# START OF Supplied records

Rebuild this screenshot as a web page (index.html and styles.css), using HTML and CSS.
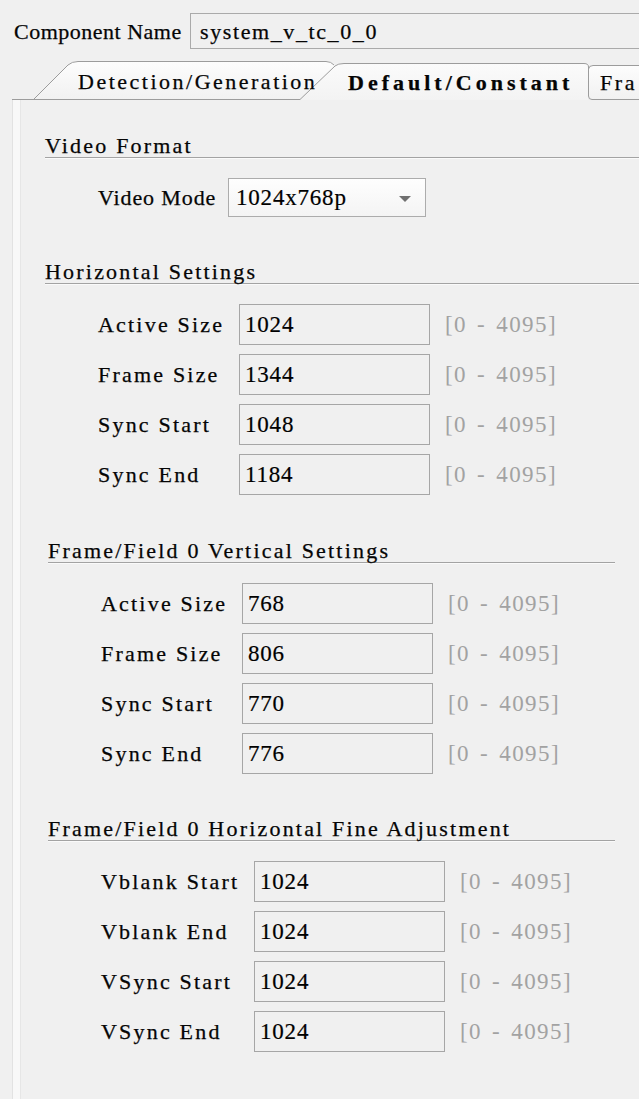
FILE: index.html
```html
<!DOCTYPE html>
<html>
<head>
<meta charset="utf-8">
<link rel="stylesheet" href="styles.css">
</head>
<body>
<div class="top">
  <span class="mono lbl-top">Component Name</span>
  <div class="namebox mono">system_v_tc_0_0</div>
</div>

<div class="tabs">
  <svg class="tabshape" width="639" height="40" viewBox="0 0 639 40">
    <defs>
      <linearGradient id="g1" x1="0" y1="0" x2="0" y2="1">
        <stop offset="0" stop-color="#fdfdfd"/>
        <stop offset="1" stop-color="#f1f1f1"/>
      </linearGradient>
      <linearGradient id="g2" x1="0" y1="0" x2="0" y2="1">
        <stop offset="0" stop-color="#fbfbfb"/>
        <stop offset="1" stop-color="#f3f3f3"/>
      </linearGradient>
    </defs>
    <path d="M33,40 L68,5 Q72,1 78,1 L326,1 Q331,1 334,5 L345,40 Z" fill="url(#g1)"/>
    <path d="M33.5,39.5 L68,5 Q72,1.5 78,1.5 L326,1.5 Q331,1.5 334,5" fill="none" stroke="#9c9c9c"/>
    <path d="M589,40 L589,9 Q589,5 593,5 L639,5 L639,40 Z" fill="url(#g1)"/>
    <path d="M588.5,9 Q589,5.5 593,5.5 L639,5.5" fill="none" stroke="#9c9c9c"/>
    <path d="M300,40 L335,6 Q338,3 344,3 L584,3 Q588,3 588,7 L588,40 Z" fill="url(#g2)"/>
    <path d="M300,39.5 L335,6 Q338,3.5 344,3.5 L584,3.5 Q588.5,3.5 588.5,7 L588.5,36 Q588.5,39.5 592,39.5 L639,39.5" fill="none" stroke="#9c9c9c"/>
    <line x1="12" y1="39.5" x2="300" y2="39.5" stroke="#9c9c9c"/>
  </svg>
  <span class="tab mono t1">Detection/Generation</span>
  <span class="tab mono t2">Default/Constant</span>
  <span class="tab mono t3">Fra</span>
</div>

<div class="panel">
  <section class="sec">
    <h2 class="head mono">Video Format</h2>
    <div class="grid combo-grid">
      <span class="mono lbl tight">Video Mode</span>
      <div class="combo">
        <span class="val">1024x768p</span>
        <span class="arrow"></span>
      </div>
    </div>
  </section>

  <section class="sec">
    <h2 class="head mono">Horizontal Settings</h2>
    <div class="grid">
      <span class="mono lbl">Active Size</span><div class="box val">1024</div><span class="range">[0 - 4095]</span>
      <span class="mono lbl">Frame Size</span><div class="box val">1344</div><span class="range">[0 - 4095]</span>
      <span class="mono lbl">Sync Start</span><div class="box val">1048</div><span class="range">[0 - 4095]</span>
      <span class="mono lbl">Sync End</span><div class="box val">1184</div><span class="range">[0 - 4095]</span>
    </div>
  </section>

  <div class="nested">
    <section class="sec">
      <h2 class="head mono">Frame/Field 0 Vertical Settings</h2>
      <div class="grid">
        <span class="mono lbl">Active Size</span><div class="box val">768</div><span class="range">[0 - 4095]</span>
        <span class="mono lbl">Frame Size</span><div class="box val">806</div><span class="range">[0 - 4095]</span>
        <span class="mono lbl">Sync Start</span><div class="box val">770</div><span class="range">[0 - 4095]</span>
        <span class="mono lbl">Sync End</span><div class="box val">776</div><span class="range">[0 - 4095]</span>
      </div>
    </section>

    <section class="sec">
      <h2 class="head mono">Frame/Field 0 Horizontal Fine Adjustment</h2>
      <div class="grid wide">
        <span class="mono lbl">Vblank Start</span><div class="box val">1024</div><span class="range">[0 - 4095]</span>
        <span class="mono lbl">Vblank End</span><div class="box val">1024</div><span class="range">[0 - 4095]</span>
        <span class="mono lbl">VSync Start</span><div class="box val">1024</div><span class="range">[0 - 4095]</span>
        <span class="mono lbl">VSync End</span><div class="box val">1024</div><span class="range">[0 - 4095]</span>
      </div>
    </section>
  </div>
</div>
</body>
</html>
```

FILE: styles.css
```css
html, body {
  margin: 0;
  padding: 0;
  background: #f0f0f0;
}
body {
  width: 639px;
  height: 1099px;
  overflow: hidden;
  color: #050505;
  display: flex;
  flex-direction: column;
}
.mono {
  font-family: "Liberation Serif", "Times New Roman", serif;
  font-size: 22px;
  letter-spacing: 2.2px;
  line-height: 22px;
  white-space: nowrap;
  -webkit-text-stroke: 0.25px currentColor;
}
.top {
  display: flex;
  align-items: center;
  padding: 13px 0 0 14px;
  height: 36px;
  flex: none;
}
.lbl-top {
  width: 168px;
  margin-right: 8px;
  letter-spacing: 0.5px;
  padding-top: 2px;
}
.namebox {
  flex: 1;
  height: 36px;
  box-sizing: border-box;
  border: 1px solid #aaaaaa;
  border-right: none;
  background: #f0f0f0;
  display: flex;
  align-items: center;
  padding-left: 9px;
  letter-spacing: 1.6px;
  padding-top: 2px;
}
.tabs {
  position: relative;
  margin-top: 11px;
  height: 40px;
  display: flex;
  align-items: center;
  flex: none;
}
.tabshape {
  position: absolute;
  left: 0;
  top: 0;
}
.tab {
  position: relative;
  padding-top: 4px;
}
.t1 {
  margin-left: 78px;
  width: 240px;
  letter-spacing: 2.5px;
}
.t2 {
  margin-left: 30px;
  width: 224px;
  font-weight: bold;
  letter-spacing: 4px;
  padding-top: 6px;
}
.t3 {
  margin-left: 28px;
  padding-top: 6px;
  letter-spacing: 2.6px;
}
.panel {
  flex: 1;
  margin-left: 12px;
  border-left: 1px solid #e2e2e2;
  box-shadow: inset 7px 0 0 #f8f8f8, inset 8px 0 0 #e6e6e6;
  padding: 35px 0 0 32px;
}
.sec {
  margin-bottom: 44px;
}
.nested .sec:last-child {
  margin-bottom: 0;
}
.head {
  margin: 0 0 20px 0;
  height: 23px;
  padding-top: 0;
  box-sizing: border-box;
  font-weight: normal;
  border-bottom: 1px solid #a3a3a3;
  box-shadow: 0 1px 0 #fafafa;
}
.nested {
  margin: 0 24px 0 3px;
  padding-top: 1px;
}
.grid {
  display: grid;
  grid-template-columns: 132px 191px max-content;
  grid-auto-rows: 41px;
  column-gap: 9px;
  row-gap: 9px;
  align-items: center;
  padding-left: 53px;
}
.grid.wide {
  grid-template-columns: 144px 191px max-content;
}
.combo-grid {
  grid-template-columns: 120px 198px;
  grid-auto-rows: 39px;
  column-gap: 10px;
}
.lbl {
  display: block;
  padding-top: 1px;
}
.lbl.tight {
  letter-spacing: 0.9px;
}
.val {
  font-family: "Liberation Serif", "Times New Roman", serif;
  font-size: 23px;
  letter-spacing: 0.8px;
  color: #000;
  -webkit-text-stroke: 0.2px currentColor;
}
.box {
  height: 41px;
  box-sizing: border-box;
  border: 1px solid #a6a6a6;
  background: #f0f0f0;
  display: flex;
  align-items: center;
  padding-left: 5px;
}
.combo {
  height: 39px;
  box-sizing: border-box;
  border: 1px solid #acacac;
  background: linear-gradient(#fefefe, #f4f4f4);
  display: flex;
  align-items: center;
  justify-content: space-between;
  padding: 0 14px 0 7px;
}
.arrow {
  width: 0;
  height: 0;
  border-left: 6px solid transparent;
  border-right: 6px solid transparent;
  border-top: 6px solid #707070;
  margin-top: 2px;
}
.range {
  margin-left: 6px;
  font-family: "Liberation Serif", "Times New Roman", serif;
  font-size: 23px;
  letter-spacing: 1.4px;
  word-spacing: 3px;
  color: #a2a2a2;
  white-space: nowrap;
}
```
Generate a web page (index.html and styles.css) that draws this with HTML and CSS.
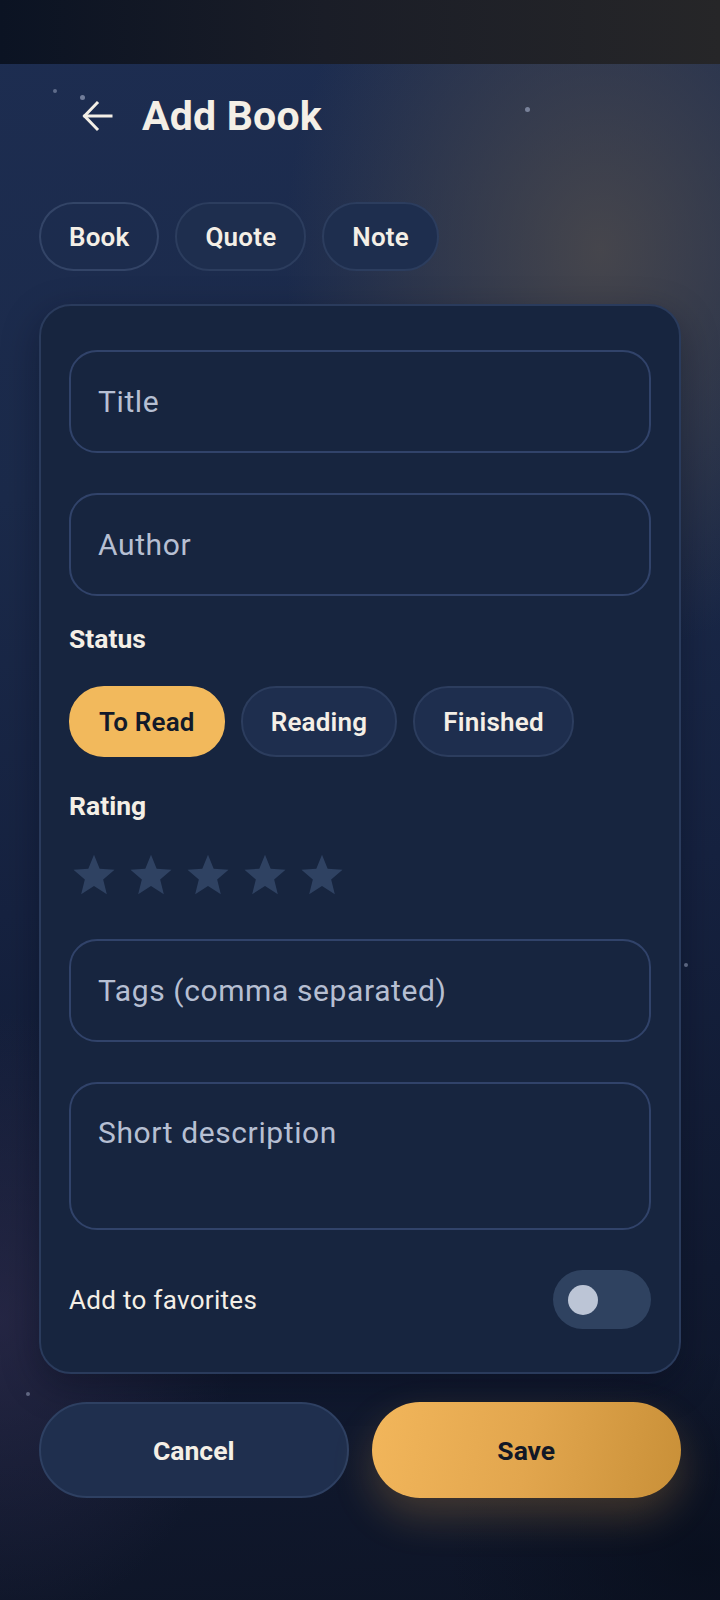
FILE: index.html
```html
<!DOCTYPE html>
<html lang="en">
<head>
    <meta charset="UTF-8">
    <meta name="viewport" content="width=device-width, initial-scale=1.0">
    <title>Add Book</title>
    <link rel="stylesheet" href="styles.css">
</head>
<body>
    <div class="status-bar"></div>

    <!-- Background stars -->
    <span class="dot dot-sm" style="left: 53px; top: 89px;"></span>
    <span class="dot" style="left: 80px; top: 95px;"></span>
    <span class="dot" style="left: 525px; top: 107px;"></span>
    <span class="dot dot-sm" style="left: 684px; top: 963px;"></span>
    <span class="dot dot-sm" style="left: 26px; top: 1392px;"></span>

    <div class="screen">
        <!-- Header -->
        <div class="header">
            <button class="back-btn" aria-label="Back">
                <svg width="32" height="32" viewBox="0 0 32 32" fill="none" stroke="currentColor" stroke-width="3" stroke-linecap="square">
                    <path d="M4 16H30"/>
                    <path d="M16 3L3.5 16L16 29"/>
                </svg>
            </button>
            <h1>Add Book</h1>
        </div>

        <!-- Entry type -->
        <div class="tabs">
            <button class="chip chip-faint">Book</button>
            <button class="chip">Quote</button>
            <button class="chip">Note</button>
        </div>

        <!-- Form -->
        <div class="card">
            <input class="field field-title" type="text" placeholder="Title">
            <input class="field field-author" type="text" placeholder="Author">

            <div class="label">Status</div>
            <div class="status-row">
                <button class="chip chip-active">To Read</button>
                <button class="chip">Reading</button>
                <button class="chip">Finished</button>
            </div>

            <div class="label label-rating">Rating</div>
            <div class="stars">
                <svg class="star" viewBox="0 0 24 24"><path d="M12 1.5l3.1 7.6 8.1.6-6.2 5.3 2 8-7-4.4-7 4.4 2-8L.8 9.7l8.1-.6z"/></svg>
                <svg class="star" viewBox="0 0 24 24"><path d="M12 1.5l3.1 7.6 8.1.6-6.2 5.3 2 8-7-4.4-7 4.4 2-8L.8 9.7l8.1-.6z"/></svg>
                <svg class="star" viewBox="0 0 24 24"><path d="M12 1.5l3.1 7.6 8.1.6-6.2 5.3 2 8-7-4.4-7 4.4 2-8L.8 9.7l8.1-.6z"/></svg>
                <svg class="star" viewBox="0 0 24 24"><path d="M12 1.5l3.1 7.6 8.1.6-6.2 5.3 2 8-7-4.4-7 4.4 2-8L.8 9.7l8.1-.6z"/></svg>
                <svg class="star" viewBox="0 0 24 24"><path d="M12 1.5l3.1 7.6 8.1.6-6.2 5.3 2 8-7-4.4-7 4.4 2-8L.8 9.7l8.1-.6z"/></svg>
            </div>

            <input class="field field-tags" type="text" placeholder="Tags (comma separated)">
            <textarea class="field field-desc" placeholder="Short description"></textarea>

            <div class="favorite-row">
                <span>Add to favorites</span>
                <div class="toggle"><div class="knob"></div></div>
            </div>
        </div>

        <!-- Actions -->
        <div class="actions">
            <button class="btn btn-cancel">Cancel</button>
            <button class="btn btn-save">Save</button>
        </div>
    </div>
</body>
</html>
```

FILE: styles.css
```css
/* Add Book screen */
* {
    box-sizing: border-box;
}

body {
    margin: 0;
    width: 720px;
    height: 1600px;
    overflow: hidden;
    position: relative;
    font-family: 'Roboto', 'Noto Sans', sans-serif;
    color: #f4efe6;
    background:
        radial-gradient(ellipse 450px 580px at 600px 250px, rgba(80, 76, 76, 0.8), rgba(80, 76, 76, 0) 70%),
        radial-gradient(ellipse 340px 440px at 0 1320px, rgba(50, 46, 80, 0.6), rgba(50, 46, 80, 0) 70%),
        radial-gradient(ellipse 360px 300px at 700px 1560px, rgba(8, 14, 28, 0.8), rgba(8, 14, 28, 0) 70%),
        linear-gradient(175deg, #1d2d51 0%, #1b2a4a 30%, #162240 55%, #111a31 80%, #0e1527 100%);
}

.status-bar {
    height: 64px;
    background: linear-gradient(90deg, #0b1323 0%, #1a1d27 45%, #262628 100%);
}

.dot {
    position: absolute;
    width: 5px;
    height: 5px;
    border-radius: 50%;
    background: rgba(150, 160, 185, 0.7);
}

.dot-sm {
    width: 4px;
    height: 4px;
    background: rgba(150, 160, 185, 0.55);
}

.screen {
    padding: 0 39px;
}

.header {
    display: flex;
    align-items: center;
    height: 60px;
    margin-top: 22px;
    padding-left: 42px;
}

.back-btn {
    width: 32px;
    height: 32px;
    padding: 0;
    border: none;
    background: none;
    color: #f4efe6;
    display: flex;
}

h1 {
    margin: 0 0 0 29px;
    font-size: 41px;
    font-weight: 700;
    color: #f4efe6;
    letter-spacing: 0.2px;
}

.tabs {
    display: flex;
    gap: 16px;
    margin-top: 56px;
}

.chip {
    height: 69px;
    padding: 0 28px;
    border-radius: 35px;
    border: 2px solid #2c3d5e;
    background: #1e2e4e;
    color: #f4efe6;
    font-family: 'Roboto', sans-serif;
    font-size: 26px;
    font-weight: 600;
    letter-spacing: 0.2px;
}

.chip-faint {
    background: rgba(30, 46, 78, 0.55);
    border-color: rgba(62, 80, 116, 0.7);
}

.chip-active {
    background: #f2b95c;
    border-color: #f2b95c;
    color: #121a2a;
}

.card {
    margin-top: 33px;
    padding: 44px 28px 43px;
    border-radius: 32px;
    border: 2px solid #2a3b5c;
    background: #17253f;
    box-shadow: 0 12px 36px rgba(5, 10, 22, 0.35);
    display: flex;
    flex-direction: column;
}

.field {
    display: block;
    width: 100%;
    height: 103px;
    padding: 0 27px;
    border-radius: 28px;
    border: 2px solid #31436a;
    background: #17253f;
    color: #f4efe6;
    font-family: 'Roboto', sans-serif;
    font-size: 30px;
    letter-spacing: 0.6px;
    outline: none;
}

.field::placeholder {
    color: #b6bfd2;
}

.field-title,
.field-tags {
    margin-bottom: 40px;
}

.field-author {
    margin-bottom: 29px;
}

.field-desc {
    height: 148px;
    padding-top: 31px;
    resize: none;
    margin-bottom: 40px;
}

.label {
    font-size: 26.5px;
    font-weight: 700;
    line-height: 28px;
    margin-bottom: 33px;
}

.label-rating {
    margin-bottom: 32px;
}

.status-row {
    display: flex;
    gap: 16px;
    margin-bottom: 35px;
}

.status-row .chip {
    height: 71px;
    padding: 0 28px;
}

.stars {
    display: flex;
    gap: 13px;
    height: 44px;
    margin-bottom: 43px;
    padding-left: 3px;
}

.star {
    width: 44px;
    height: 44px;
    fill: #2f4262;
}

.favorite-row {
    display: flex;
    align-items: center;
    justify-content: space-between;
    height: 59px;
    font-size: 26px;
    letter-spacing: 0.3px;
}

.toggle {
    width: 98px;
    height: 59px;
    border-radius: 30px;
    background: #2f4260;
    display: flex;
    align-items: center;
    padding-left: 15px;
}

.knob {
    width: 30px;
    height: 30px;
    border-radius: 50%;
    background: #bcc5d6;
}

.actions {
    display: grid;
    grid-template-columns: 1fr 1fr;
    gap: 23px;
    margin-top: 28px;
}

.btn {
    height: 96px;
    padding: 0;
    border-radius: 48px;
    font-family: 'Roboto', sans-serif;
    font-size: 26.5px;
    font-weight: 700;
}

.btn-cancel {
    background: #1f2f4e;
    border: 2px solid #2e4062;
    color: #f4efe6;
}

.btn-save {
    border: none;
    background: linear-gradient(100deg, #f2b65b 0%, #e2a64e 50%, #c99038 100%);
    color: #121826;
    box-shadow: 0 18px 40px rgba(230, 165, 70, 0.24);
}
```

# END OF Supplied records

* Problem to work on
Filter the listing for the word "page" and copy every line that holds it.

* Finished task
Rebuild this screenshot as a web page (index.html and styles.css), using HTML and CSS.
Generate a web page (index.html and styles.css) that draws this with HTML and CSS.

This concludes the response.